◆ **Job**: Copy down every line where the string "React" shows up.

◆ **Data excerpt**:

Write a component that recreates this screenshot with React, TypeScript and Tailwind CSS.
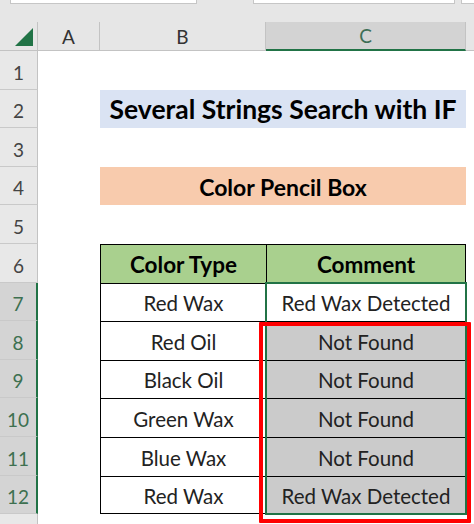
import React from 'react';

const ROW_HEIGHTS = [39, 38, 39, 38, 39, 39, 38, 39, 38, 39, 39, 38];

interface Item {
  type: string;
  comment: string;
}

const ITEMS: Item[] = [
  { type: 'Red Wax', comment: 'Red Wax Detected' },
  { type: 'Red Oil', comment: 'Not Found' },
  { type: 'Black Oil', comment: 'Not Found' },
  { type: 'Green Wax', comment: 'Not Found' },
  { type: 'Blue Wax', comment: 'Not Found' },
  { type: 'Red Wax', comment: 'Red Wax Detected' },
];

const RowHeader: React.FC<{ n: number; active?: boolean }> = ({ n, active }) => (
  <div
    className={
      'w-[38px] shrink-0 flex items-center justify-center border-b border-[#c9c9c9] text-[19px] ' +
      (active
        ? 'bg-[#d4d4d4] text-[#3d7050] border-r-2 border-r-[#217346]'
        : 'bg-[#e8e8e8] text-[#444] border-r border-r-[#c3c3c3]')
    }
  >
    <span className="pt-[6px]">{n}</span>
  </div>
);

export default function App() {
  const rows: React.ReactNode[] = [];

  ROW_HEIGHTS.forEach((h, i) => {
    const n = i + 1;
    let content: React.ReactNode = null;

    if (n === 2) {
      content = (
        <div className="w-[366px] flex items-center justify-center bg-[#dae3f3] text-[26.5px] font-bold text-black pt-[2px]">
          Several Strings Search with IF
        </div>
      );
    } else if (n === 4) {
      content = (
        <div className="w-[366px] flex items-center justify-center bg-[#f8cbad] text-[23px] font-bold text-black pt-[2px]">
          Color Pencil Box
        </div>
      );
    } else if (n === 6) {
      content = (
        <>
          <div className="w-[166px] flex items-center justify-center bg-[#a9d08e] border-l border-t border-black text-[22.5px] font-bold text-black pt-[2px]">
            Color Type
          </div>
          <div className="w-[200px] flex items-center justify-center bg-[#a9d08e] border-l border-r border-t border-black text-[22.5px] font-bold text-black pt-[2px]">
            Comment
          </div>
        </>
      );
    } else if (n >= 7) {
      const item = ITEMS[n - 7];
      const last = n === 12;
      content = (
        <>
          <div
            className={
              'w-[166px] flex items-center justify-center border-l border-t border-black text-[20.5px] text-[#222] pt-[2px] ' +
              (last ? 'border-b' : '')
            }
          >
            {item.type}
          </div>
          <div
            className={
              'w-[200px] flex items-center justify-center border-l border-r border-t border-black text-[20.5px] text-[#222] pt-[2px] ' +
              (n === 7 ? 'bg-white ' : 'bg-[#cbcbcb] ') +
              (last ? 'border-b' : '')
            }
          >
            {item.comment}
          </div>
        </>
      );
    }

    rows.push(
      <div key={n} className="flex" style={{ height: h }}>
        <RowHeader n={n} active={n >= 7} />
        <div className="w-[62px] shrink-0" />
        {content}
        <div className="flex-1" />
      </div>
    );
  });

  return (
    <div
      className="relative w-[474px] h-[524px] overflow-hidden bg-white"
      style={{ fontFamily: 'Lato, "Open Sans", sans-serif' }}
    >
      {/* formula bar strip */}
      <div className="h-[22px] bg-[#e6e6e6] flex">
        <div className="ml-[10px] w-[187px] h-[4px] bg-white border border-t-0 border-[#c6c6c6]" />
        <div className="ml-[56px] w-[202px] h-[4px] bg-white border border-t-0 border-[#c6c6c6]" />
        <div className="ml-[6px] flex-1 h-[4px] bg-white border border-t-0 border-r-0 border-[#c6c6c6]" />
      </div>

      {/* column headers */}
      <div className="flex h-[29px] bg-[#e6e6e6] text-[19px] text-[#333]">
        <div className="w-[38px] shrink-0 border-r border-b border-[#c3c3c3] relative">
          <svg className="absolute left-[15px] top-[6px]" width="18" height="18" viewBox="0 0 18 18">
            <polygon points="18,0 18,18 0,18" fill="#217346" />
          </svg>
        </div>
        <div className="w-[62px] shrink-0 flex items-center justify-center border-r border-b border-[#c3c3c3] pt-[2px]">A</div>
        <div className="w-[166px] shrink-0 flex items-center justify-center border-r border-b border-[#c3c3c3] pt-[2px]">B</div>
        <div className="w-[200px] shrink-0 flex items-center justify-center bg-[#d3d3d3] border-r border-[#c3c3c3] border-b-2 border-b-[#217346] text-[#3d6e55] pt-[2px]">
          C
        </div>
        <div className="flex-1 border-b border-[#c3c3c3]" />
      </div>

      {rows}

      {/* partial row 13 */}
      <div className="flex h-[10px]">
        <div className="w-[38px] bg-[#e8e8e8] border-r border-[#c3c3c3]" />
      </div>

      {/* selection outline C7:C12 */}
      <div className="absolute left-[265px] top-[282px] w-[202px] h-[233px] border-2 border-[#217346] pointer-events-none" />

      {/* red highlight box C8:C12 */}
      <div className="absolute left-[259px] top-[322px] w-[212px] h-[201px] border-[4px] border-[#ff0000] rounded-[1px] pointer-events-none" />
    </div>
  );
}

◆ **Correct result**:
Write a component that recreates this screenshot with React, TypeScript and Tailwind CSS.
import React from 'react';
const RowHeader: React.FC<{ n: number; active?: boolean }> = ({ n, active }) => (
  const rows: React.ReactNode[] = [];
    let content: React.ReactNode = null;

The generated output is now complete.